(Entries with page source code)
[Begin]
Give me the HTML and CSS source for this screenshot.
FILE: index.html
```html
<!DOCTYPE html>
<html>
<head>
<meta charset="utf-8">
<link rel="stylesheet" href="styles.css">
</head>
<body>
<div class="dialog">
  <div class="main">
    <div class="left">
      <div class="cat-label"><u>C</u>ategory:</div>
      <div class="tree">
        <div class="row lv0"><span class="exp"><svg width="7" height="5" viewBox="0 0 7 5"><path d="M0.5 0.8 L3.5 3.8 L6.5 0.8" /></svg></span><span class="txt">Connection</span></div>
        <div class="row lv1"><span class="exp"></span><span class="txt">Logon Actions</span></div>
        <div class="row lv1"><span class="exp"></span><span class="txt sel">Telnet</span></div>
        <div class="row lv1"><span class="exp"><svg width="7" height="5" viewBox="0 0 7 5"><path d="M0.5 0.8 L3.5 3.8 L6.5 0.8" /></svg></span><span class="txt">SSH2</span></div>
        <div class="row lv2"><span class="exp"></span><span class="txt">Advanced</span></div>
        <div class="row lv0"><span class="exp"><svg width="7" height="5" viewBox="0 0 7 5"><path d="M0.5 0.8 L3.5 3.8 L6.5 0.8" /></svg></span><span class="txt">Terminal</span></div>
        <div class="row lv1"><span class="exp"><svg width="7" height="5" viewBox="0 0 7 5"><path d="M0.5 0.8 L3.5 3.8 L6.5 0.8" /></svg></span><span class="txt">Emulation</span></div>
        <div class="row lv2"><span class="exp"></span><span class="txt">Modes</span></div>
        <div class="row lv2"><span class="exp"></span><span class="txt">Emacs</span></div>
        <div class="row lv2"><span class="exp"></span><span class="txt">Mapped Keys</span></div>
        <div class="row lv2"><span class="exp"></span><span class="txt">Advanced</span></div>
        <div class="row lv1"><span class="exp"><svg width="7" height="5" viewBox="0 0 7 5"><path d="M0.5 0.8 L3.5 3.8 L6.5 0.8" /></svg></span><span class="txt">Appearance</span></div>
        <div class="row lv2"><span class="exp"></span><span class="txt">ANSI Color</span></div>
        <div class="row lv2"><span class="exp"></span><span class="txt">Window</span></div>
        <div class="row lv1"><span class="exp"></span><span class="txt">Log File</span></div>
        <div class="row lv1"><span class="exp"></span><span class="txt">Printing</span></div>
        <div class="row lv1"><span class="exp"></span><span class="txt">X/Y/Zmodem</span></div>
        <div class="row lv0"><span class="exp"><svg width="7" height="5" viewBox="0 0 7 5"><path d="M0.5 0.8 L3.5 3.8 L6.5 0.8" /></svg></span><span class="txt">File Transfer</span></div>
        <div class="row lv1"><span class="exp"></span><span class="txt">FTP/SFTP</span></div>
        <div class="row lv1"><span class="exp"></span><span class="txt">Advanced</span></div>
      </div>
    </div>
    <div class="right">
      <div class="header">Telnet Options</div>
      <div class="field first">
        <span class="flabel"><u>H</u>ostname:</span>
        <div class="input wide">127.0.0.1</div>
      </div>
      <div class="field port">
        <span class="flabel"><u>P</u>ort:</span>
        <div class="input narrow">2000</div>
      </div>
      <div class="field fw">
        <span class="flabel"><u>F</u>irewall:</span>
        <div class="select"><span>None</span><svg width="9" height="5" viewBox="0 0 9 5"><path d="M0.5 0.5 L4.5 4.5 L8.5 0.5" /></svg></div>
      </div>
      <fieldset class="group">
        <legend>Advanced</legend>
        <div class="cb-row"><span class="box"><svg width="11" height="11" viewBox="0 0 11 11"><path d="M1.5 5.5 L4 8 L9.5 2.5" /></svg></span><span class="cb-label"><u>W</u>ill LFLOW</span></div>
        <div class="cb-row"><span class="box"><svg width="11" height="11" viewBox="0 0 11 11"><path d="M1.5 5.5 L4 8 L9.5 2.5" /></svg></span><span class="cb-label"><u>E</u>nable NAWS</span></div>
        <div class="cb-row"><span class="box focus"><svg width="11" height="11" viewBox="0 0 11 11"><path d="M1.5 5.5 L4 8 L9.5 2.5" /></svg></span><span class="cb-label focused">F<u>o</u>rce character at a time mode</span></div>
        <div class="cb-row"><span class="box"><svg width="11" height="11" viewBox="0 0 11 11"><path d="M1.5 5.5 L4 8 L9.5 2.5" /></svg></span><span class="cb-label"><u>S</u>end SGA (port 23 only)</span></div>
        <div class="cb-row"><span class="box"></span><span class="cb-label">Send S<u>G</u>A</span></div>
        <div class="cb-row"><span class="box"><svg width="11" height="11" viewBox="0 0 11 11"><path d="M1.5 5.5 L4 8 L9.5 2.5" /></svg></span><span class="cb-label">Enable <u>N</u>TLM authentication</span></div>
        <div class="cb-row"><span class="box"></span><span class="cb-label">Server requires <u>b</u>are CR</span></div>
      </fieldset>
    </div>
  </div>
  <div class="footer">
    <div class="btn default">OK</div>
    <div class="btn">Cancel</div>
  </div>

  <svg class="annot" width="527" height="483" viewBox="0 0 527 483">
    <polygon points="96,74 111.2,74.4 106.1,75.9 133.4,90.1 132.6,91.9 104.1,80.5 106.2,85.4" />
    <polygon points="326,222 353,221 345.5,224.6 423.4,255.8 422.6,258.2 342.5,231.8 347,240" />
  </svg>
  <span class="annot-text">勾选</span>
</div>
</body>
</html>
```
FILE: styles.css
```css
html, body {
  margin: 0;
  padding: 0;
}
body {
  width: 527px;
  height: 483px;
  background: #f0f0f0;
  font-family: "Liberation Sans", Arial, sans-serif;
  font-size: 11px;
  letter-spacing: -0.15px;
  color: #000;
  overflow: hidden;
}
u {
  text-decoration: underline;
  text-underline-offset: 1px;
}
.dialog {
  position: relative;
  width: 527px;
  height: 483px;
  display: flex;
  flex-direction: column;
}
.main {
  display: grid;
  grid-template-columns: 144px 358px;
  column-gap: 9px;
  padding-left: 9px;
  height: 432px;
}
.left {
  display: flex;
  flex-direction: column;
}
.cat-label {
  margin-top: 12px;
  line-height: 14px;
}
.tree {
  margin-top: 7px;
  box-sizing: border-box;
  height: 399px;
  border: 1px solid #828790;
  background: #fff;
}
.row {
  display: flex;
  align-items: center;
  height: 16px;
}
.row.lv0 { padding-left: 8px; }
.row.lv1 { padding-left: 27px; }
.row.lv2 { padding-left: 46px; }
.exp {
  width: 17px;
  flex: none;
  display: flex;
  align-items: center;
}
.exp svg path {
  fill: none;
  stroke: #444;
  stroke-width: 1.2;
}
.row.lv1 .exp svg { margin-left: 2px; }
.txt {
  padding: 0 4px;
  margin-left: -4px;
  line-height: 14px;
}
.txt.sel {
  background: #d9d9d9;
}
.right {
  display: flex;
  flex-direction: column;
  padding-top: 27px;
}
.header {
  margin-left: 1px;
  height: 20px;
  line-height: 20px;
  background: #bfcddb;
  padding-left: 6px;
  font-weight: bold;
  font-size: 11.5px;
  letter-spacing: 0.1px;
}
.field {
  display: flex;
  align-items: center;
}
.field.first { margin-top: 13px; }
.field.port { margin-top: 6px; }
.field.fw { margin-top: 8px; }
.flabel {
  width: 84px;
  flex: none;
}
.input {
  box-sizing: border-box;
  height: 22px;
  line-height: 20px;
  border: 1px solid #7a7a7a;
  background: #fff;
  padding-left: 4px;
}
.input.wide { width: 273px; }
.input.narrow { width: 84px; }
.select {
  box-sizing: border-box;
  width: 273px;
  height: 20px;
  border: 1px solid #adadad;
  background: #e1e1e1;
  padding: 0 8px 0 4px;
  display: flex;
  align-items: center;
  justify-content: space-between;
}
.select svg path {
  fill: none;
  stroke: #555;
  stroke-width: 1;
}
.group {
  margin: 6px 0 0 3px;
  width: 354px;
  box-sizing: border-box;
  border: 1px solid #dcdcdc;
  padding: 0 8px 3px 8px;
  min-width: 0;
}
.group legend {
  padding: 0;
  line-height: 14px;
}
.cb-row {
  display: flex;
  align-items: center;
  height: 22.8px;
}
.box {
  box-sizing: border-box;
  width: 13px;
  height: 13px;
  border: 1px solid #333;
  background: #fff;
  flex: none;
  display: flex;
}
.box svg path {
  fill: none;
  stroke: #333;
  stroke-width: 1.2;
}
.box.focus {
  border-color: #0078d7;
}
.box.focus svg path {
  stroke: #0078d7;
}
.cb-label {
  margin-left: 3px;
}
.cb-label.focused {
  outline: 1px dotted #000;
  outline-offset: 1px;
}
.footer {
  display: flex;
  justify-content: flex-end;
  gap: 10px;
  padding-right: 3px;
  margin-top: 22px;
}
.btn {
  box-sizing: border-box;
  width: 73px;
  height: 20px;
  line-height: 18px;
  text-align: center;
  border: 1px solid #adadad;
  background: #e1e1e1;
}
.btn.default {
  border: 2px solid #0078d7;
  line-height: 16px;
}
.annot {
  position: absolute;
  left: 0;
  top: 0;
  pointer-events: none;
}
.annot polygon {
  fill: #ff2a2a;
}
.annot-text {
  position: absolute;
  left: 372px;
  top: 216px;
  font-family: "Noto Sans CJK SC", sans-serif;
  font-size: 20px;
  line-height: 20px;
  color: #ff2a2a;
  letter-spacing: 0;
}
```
[End]
[Begin]
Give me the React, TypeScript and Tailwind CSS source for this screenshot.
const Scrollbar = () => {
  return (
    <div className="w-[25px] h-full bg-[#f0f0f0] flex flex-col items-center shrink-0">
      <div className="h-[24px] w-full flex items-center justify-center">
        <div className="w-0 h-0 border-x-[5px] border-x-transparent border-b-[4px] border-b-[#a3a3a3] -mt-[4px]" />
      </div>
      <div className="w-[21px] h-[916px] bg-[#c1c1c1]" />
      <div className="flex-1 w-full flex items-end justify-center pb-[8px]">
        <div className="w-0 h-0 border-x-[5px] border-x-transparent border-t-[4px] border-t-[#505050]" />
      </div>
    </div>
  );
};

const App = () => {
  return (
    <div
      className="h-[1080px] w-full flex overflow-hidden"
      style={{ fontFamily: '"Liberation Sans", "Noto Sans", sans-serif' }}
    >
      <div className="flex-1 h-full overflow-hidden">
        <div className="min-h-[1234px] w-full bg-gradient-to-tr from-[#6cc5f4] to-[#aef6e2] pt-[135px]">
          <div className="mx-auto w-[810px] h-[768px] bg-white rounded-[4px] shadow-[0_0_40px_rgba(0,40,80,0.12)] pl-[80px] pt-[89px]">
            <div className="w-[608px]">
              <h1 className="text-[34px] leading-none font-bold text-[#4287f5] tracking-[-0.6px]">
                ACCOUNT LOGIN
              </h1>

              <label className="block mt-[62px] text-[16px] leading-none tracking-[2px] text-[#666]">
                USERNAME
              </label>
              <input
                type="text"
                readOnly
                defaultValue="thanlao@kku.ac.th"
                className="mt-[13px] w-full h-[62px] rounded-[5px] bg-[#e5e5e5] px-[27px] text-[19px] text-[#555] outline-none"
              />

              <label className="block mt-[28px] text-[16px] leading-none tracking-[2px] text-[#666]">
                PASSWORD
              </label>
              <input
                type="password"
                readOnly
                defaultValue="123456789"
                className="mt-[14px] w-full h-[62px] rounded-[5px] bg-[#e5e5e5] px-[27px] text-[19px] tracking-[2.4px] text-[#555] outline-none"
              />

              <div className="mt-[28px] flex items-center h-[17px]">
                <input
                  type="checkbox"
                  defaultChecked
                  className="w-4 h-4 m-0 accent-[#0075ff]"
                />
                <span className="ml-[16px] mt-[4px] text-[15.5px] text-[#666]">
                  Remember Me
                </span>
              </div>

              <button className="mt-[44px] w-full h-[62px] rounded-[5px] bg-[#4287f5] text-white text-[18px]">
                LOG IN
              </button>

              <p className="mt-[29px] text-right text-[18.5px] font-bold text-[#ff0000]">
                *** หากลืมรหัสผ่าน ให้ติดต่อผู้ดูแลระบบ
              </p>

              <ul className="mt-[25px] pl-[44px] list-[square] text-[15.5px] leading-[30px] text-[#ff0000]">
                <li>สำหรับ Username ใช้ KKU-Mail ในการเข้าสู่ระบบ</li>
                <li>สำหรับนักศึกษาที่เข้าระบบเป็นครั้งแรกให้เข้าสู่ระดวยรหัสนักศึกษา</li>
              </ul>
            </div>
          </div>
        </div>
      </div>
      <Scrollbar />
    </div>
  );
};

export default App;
[End]
[Begin]
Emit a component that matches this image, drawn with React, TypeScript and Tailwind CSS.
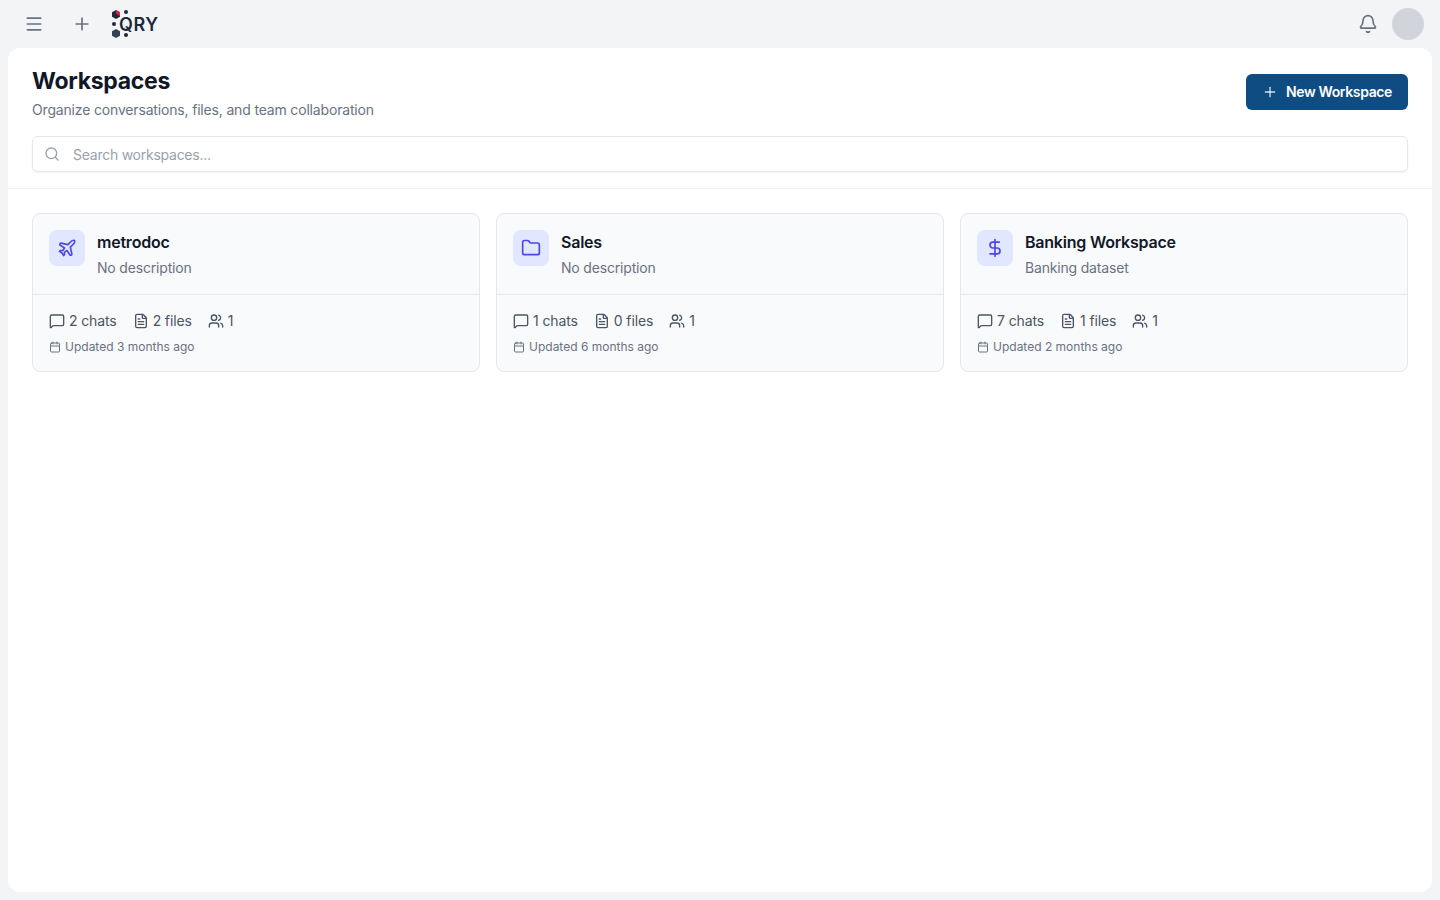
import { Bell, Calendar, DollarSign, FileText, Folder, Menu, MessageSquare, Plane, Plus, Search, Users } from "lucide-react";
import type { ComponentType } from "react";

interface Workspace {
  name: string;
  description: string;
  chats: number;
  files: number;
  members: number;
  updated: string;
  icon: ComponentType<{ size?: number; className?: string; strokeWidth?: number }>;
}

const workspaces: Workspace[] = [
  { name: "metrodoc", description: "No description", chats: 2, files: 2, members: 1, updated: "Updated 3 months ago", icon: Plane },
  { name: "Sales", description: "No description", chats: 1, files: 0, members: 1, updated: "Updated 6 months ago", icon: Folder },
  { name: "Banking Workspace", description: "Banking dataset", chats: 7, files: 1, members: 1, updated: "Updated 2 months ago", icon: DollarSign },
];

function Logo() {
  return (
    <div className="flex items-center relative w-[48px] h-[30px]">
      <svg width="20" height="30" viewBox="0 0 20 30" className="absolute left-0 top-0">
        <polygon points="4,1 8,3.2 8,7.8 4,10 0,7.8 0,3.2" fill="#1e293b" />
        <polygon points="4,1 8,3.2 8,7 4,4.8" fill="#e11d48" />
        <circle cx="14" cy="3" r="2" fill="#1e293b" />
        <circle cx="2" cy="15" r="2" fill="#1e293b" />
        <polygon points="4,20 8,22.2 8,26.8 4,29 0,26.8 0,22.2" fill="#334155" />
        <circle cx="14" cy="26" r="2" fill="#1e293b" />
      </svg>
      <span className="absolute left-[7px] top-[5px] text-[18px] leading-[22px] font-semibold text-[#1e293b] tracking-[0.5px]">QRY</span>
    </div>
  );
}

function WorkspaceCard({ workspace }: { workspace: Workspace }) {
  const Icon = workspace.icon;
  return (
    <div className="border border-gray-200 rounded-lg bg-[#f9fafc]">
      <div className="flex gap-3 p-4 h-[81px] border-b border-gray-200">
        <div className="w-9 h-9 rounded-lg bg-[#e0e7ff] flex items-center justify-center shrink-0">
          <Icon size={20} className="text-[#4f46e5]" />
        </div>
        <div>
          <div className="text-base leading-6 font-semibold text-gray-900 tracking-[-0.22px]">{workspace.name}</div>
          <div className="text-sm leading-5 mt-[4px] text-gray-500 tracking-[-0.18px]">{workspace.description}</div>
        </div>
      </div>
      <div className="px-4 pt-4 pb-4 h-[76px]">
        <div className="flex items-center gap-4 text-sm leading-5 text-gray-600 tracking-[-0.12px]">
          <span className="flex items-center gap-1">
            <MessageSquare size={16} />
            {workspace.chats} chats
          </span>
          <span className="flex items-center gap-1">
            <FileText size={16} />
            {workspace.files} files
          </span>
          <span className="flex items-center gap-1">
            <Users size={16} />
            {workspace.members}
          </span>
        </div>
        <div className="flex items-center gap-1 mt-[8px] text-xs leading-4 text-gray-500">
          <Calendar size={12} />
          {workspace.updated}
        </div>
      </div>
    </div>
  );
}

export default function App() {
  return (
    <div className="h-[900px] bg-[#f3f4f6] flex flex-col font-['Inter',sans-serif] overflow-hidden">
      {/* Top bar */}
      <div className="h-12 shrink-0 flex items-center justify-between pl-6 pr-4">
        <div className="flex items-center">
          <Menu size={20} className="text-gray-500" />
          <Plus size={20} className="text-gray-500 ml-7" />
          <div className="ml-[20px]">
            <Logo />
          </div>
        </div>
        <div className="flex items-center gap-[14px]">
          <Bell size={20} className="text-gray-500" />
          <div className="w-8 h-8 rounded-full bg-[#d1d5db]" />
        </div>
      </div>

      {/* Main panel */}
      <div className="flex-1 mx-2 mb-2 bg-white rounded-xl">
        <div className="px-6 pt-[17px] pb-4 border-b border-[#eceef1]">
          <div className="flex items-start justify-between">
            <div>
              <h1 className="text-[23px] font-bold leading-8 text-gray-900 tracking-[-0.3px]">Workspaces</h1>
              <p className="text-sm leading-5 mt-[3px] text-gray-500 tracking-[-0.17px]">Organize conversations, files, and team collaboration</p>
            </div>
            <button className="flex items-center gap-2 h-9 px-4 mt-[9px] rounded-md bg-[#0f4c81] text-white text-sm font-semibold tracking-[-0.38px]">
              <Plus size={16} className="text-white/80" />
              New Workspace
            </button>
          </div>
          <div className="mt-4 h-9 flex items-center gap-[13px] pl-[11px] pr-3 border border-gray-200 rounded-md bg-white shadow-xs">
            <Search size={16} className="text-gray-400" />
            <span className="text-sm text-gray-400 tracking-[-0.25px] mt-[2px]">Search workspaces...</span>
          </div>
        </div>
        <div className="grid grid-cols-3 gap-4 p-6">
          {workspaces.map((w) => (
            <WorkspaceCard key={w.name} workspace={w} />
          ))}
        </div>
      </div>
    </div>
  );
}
[End]
■ EXERCISE ■
Copy each line of the entries that includes the word "Give".

■ IN RESPONSE ■
Give me the HTML and CSS source for this screenshot.
Give me the React, TypeScript and Tailwind CSS source for this screenshot.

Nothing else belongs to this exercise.